(This article was featured in the December 2010 issue of Canoe and Kayak Magazine)
German rock ’n’ roll drummer Marcus Demuth moved to New York City for the music scene. During a smoke break six years ago, he saw kayakers paddling on the Hudson River. Soon he could think of little else. “I just felt like that was what I wanted to do,” he says. He attacked paddling with the same passion he applied to drums, notching 620 miles in Tierra del Fuego last spring, the first-ever circumnavigation of the Falkland Islands in 2009, and other expeditions in Wales, Ireland and Australia.
The Mission: A record-breaking 2,540-mile circumnavigation of Great Britain last summer (read the story here). “It was a total yin-yang from my trip in Tierra del Fuego,” he says. “It was harder and longer than anything else I’ve ever done, but it all went super smooth.” He finished in 80 days, the fastest solo circumnavigation of the island.
The Ride: Demuth picked up his 18-foot Valley Nordkapp from the company’s headquarters in Nottingham.
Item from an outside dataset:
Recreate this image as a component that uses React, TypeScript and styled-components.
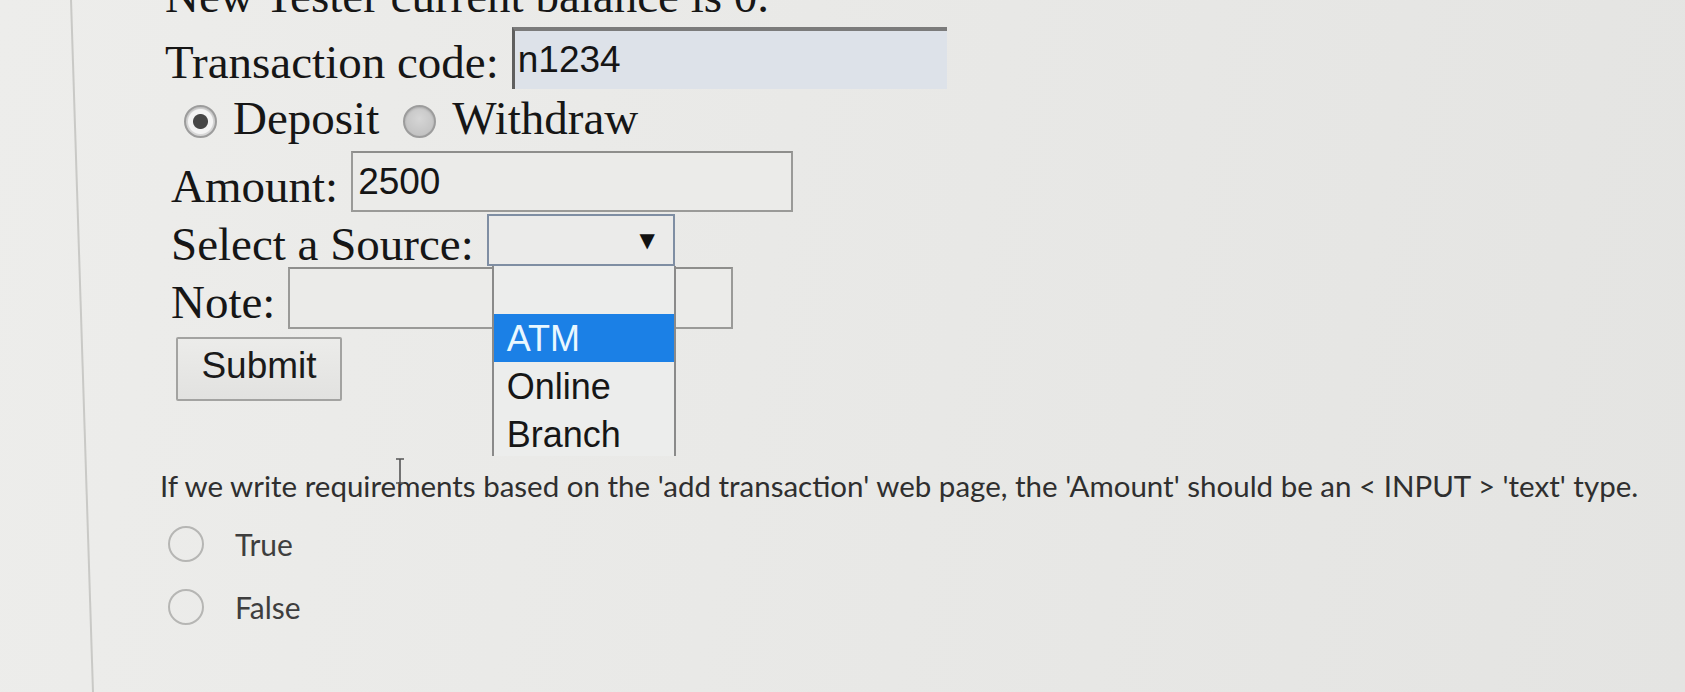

The composite boat’s narrow beam, low volume and pronounced rocker proved the perfect tonic for the route’s rough water. “It behaved well in beam waves and following seas, and was super nimble and easy to edge,” says Demuth. “I fell in love with it. It’s the most underrated kayak in the world.” Case in point: It’s the same boat Paul Caffyn used for his team’s first circumnavigation of Great Britain in 1980.
The Paddle: For Demuth, whose longest day tallied 59 miles in 14 hours, the smaller the blade the better. He chose a 210-cm Cyprus from Werner, with a two-piece Ikelos as a spare. “Everyone recommends a smaller blade if you’re on a big expedition,” he says. “You don’t get as tired and it places less strain on your shoulders.”
The Apparel: Two words: Kokatat drysuit. “People warned me that I might get too hot, but the weather was uncharacteristically cold, and I wore it 70 out of 80 days.” If it was hot, he would undo the zipper or tie the top half around his waist. “The weather changes very quickly,” he adds. “There was a lot of back and forth, which it was perfect for.”
The Safety: While he had a bilge pump, an EPIRB device, VHF radio and flares, Demuth didn’t carry a paddle float for self-rescue. His solution, if needed: re-entering the upturned boat and then rolling a water-bound kayak. “I had to roll a couple of times,” he says. “It happened on Whitby on the east coast. It’s pretty shallow there, and north-easterlies caused big waves to break a half-mile offshore. Thank God I never had to use any of my safety gear.”